- Material supplied -
########

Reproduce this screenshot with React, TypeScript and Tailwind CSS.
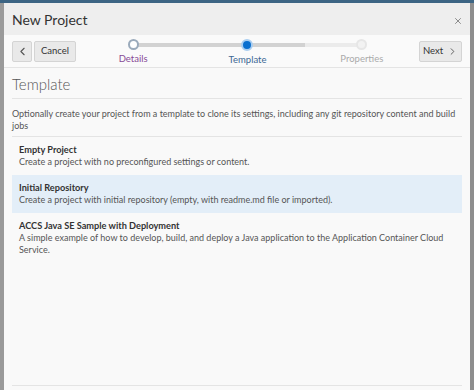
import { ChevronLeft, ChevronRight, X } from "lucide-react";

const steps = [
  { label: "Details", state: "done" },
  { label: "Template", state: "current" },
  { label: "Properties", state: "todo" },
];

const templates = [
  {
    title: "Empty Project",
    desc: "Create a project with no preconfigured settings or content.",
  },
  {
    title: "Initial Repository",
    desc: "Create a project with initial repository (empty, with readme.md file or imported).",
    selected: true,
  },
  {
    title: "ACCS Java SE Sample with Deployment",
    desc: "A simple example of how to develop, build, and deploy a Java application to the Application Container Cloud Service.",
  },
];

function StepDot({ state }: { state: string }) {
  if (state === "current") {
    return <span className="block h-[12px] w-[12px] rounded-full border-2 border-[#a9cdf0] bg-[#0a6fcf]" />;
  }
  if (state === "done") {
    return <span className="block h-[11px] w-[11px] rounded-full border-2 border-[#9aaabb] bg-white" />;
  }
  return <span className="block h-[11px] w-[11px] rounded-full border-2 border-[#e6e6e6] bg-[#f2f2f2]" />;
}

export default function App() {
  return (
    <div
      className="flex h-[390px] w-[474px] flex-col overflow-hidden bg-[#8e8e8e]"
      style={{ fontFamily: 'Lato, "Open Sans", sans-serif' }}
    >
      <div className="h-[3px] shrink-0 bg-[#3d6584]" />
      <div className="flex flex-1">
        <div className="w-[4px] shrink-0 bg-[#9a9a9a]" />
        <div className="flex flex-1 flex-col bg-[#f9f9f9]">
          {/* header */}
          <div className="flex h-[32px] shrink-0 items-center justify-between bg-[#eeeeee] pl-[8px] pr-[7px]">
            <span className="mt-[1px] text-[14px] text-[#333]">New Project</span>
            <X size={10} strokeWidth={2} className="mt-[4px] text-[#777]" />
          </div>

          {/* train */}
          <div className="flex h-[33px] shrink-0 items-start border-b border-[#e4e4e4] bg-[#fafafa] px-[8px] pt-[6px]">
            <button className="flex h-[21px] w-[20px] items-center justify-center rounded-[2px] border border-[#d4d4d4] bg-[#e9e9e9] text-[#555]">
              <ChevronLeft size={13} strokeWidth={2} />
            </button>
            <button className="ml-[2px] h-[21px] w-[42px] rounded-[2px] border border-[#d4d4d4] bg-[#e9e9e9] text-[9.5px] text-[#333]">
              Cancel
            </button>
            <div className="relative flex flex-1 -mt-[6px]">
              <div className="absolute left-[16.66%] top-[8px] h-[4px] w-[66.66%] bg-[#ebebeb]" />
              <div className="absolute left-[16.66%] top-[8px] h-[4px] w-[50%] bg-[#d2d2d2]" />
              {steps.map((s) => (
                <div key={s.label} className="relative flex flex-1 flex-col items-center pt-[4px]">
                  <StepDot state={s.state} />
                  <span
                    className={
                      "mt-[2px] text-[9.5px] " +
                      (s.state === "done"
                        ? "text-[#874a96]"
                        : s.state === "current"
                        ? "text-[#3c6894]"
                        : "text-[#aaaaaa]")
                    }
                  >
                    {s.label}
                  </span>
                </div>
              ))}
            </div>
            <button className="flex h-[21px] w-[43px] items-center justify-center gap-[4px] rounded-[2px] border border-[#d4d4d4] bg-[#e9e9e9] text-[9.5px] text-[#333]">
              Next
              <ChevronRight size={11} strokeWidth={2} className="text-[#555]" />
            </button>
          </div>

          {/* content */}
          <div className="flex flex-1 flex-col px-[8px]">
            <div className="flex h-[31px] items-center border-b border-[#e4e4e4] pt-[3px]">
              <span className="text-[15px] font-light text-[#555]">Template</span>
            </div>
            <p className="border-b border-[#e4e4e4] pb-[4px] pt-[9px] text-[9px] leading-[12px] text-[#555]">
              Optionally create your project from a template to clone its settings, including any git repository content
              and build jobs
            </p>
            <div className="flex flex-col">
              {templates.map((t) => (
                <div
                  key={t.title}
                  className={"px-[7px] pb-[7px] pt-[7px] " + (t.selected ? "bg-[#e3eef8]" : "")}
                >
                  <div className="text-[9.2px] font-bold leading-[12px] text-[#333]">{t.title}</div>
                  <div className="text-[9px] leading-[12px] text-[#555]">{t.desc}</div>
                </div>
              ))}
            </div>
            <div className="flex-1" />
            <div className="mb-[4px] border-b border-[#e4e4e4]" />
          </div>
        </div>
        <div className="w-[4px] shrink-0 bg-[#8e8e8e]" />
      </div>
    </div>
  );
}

########

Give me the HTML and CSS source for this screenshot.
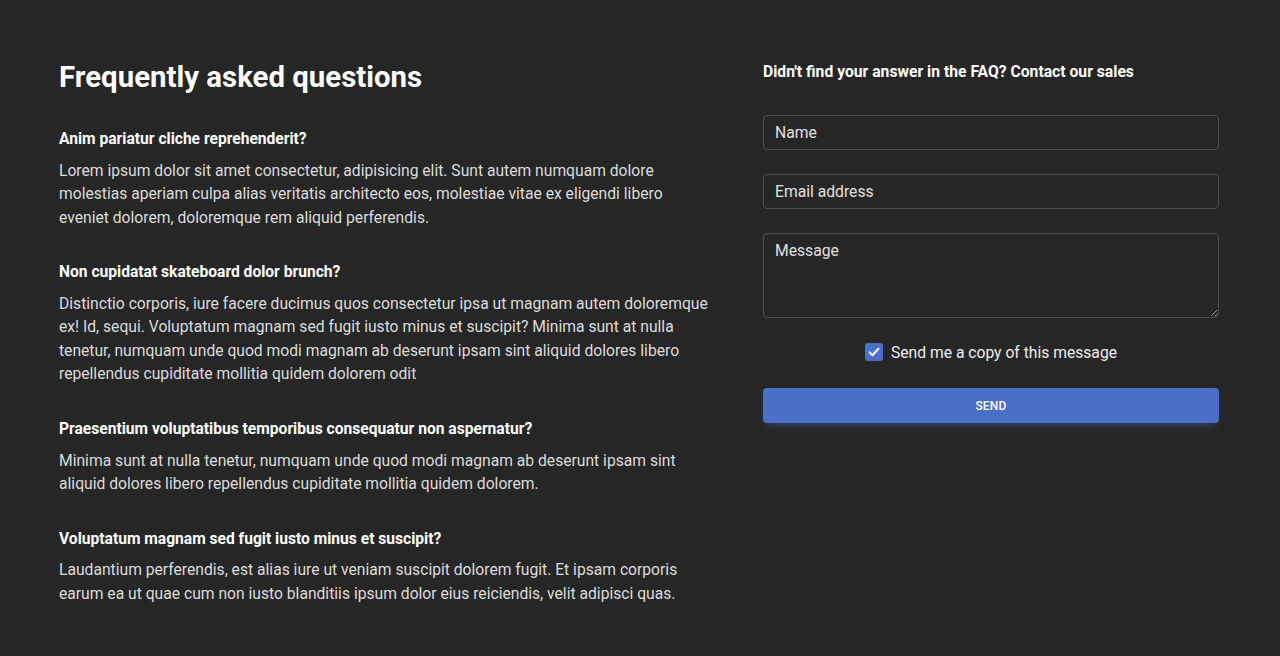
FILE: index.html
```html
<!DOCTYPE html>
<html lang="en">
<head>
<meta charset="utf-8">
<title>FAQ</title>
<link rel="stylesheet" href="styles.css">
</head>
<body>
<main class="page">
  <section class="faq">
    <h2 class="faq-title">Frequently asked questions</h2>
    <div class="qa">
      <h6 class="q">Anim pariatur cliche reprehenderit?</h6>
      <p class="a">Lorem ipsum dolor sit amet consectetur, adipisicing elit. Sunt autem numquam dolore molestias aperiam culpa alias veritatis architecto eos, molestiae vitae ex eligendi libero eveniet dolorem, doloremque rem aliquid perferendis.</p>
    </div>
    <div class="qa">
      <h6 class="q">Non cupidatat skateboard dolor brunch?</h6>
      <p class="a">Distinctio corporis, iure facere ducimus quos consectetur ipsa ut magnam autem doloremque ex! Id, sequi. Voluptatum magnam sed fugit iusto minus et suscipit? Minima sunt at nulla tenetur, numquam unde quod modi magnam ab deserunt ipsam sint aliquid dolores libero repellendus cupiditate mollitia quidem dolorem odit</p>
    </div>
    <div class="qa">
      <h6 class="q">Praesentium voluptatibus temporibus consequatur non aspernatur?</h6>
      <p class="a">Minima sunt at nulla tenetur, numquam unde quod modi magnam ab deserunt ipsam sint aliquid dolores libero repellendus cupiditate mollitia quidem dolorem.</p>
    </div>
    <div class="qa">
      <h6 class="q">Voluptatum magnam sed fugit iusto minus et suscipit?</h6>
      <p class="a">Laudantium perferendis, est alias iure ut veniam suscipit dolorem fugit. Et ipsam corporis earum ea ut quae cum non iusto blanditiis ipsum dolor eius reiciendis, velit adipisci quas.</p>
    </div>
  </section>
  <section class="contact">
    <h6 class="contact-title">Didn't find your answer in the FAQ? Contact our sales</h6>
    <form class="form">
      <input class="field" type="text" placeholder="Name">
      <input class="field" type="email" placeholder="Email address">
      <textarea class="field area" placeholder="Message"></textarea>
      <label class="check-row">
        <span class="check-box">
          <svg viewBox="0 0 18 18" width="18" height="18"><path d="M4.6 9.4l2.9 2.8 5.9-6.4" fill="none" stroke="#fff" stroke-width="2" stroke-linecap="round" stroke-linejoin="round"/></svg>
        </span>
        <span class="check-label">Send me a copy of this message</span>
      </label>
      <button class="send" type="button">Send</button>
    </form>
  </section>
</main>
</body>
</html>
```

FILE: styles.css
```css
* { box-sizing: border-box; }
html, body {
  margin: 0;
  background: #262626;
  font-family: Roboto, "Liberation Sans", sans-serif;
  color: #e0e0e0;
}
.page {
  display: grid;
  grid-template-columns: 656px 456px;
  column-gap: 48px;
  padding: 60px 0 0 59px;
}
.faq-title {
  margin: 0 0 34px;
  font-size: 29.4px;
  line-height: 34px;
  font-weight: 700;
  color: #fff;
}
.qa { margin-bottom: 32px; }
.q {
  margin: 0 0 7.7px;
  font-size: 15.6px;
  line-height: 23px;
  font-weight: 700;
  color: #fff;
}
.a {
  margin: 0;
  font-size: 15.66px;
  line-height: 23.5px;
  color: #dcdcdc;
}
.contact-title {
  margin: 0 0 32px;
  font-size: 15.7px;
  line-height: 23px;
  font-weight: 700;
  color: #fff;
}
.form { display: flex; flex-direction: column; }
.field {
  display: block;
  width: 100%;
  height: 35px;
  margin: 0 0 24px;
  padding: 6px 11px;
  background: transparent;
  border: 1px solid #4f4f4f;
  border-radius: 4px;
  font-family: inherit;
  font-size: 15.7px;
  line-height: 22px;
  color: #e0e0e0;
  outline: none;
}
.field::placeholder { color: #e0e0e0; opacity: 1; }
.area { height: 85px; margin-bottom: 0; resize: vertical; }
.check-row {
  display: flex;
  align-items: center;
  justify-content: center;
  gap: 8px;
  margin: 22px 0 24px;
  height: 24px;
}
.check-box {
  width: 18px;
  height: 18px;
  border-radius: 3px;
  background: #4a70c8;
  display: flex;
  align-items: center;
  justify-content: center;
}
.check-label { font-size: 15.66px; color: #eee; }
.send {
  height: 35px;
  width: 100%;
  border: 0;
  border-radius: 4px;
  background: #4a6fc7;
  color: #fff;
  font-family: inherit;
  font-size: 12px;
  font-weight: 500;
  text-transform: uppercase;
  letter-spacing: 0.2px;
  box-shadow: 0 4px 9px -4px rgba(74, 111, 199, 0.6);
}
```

########

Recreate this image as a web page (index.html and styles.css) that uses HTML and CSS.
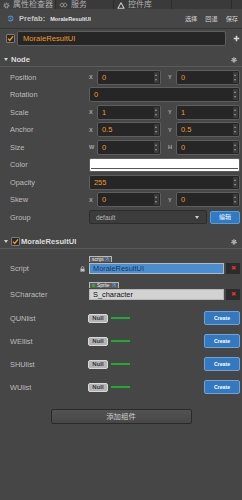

########

- Directions for this task -
Filter the records, keeping only lines that contain "screenshot", and show those lines.

- Answer to the task -
Reproduce this screenshot with React, TypeScript and Tailwind CSS.
Give me the HTML and CSS source for this screenshot.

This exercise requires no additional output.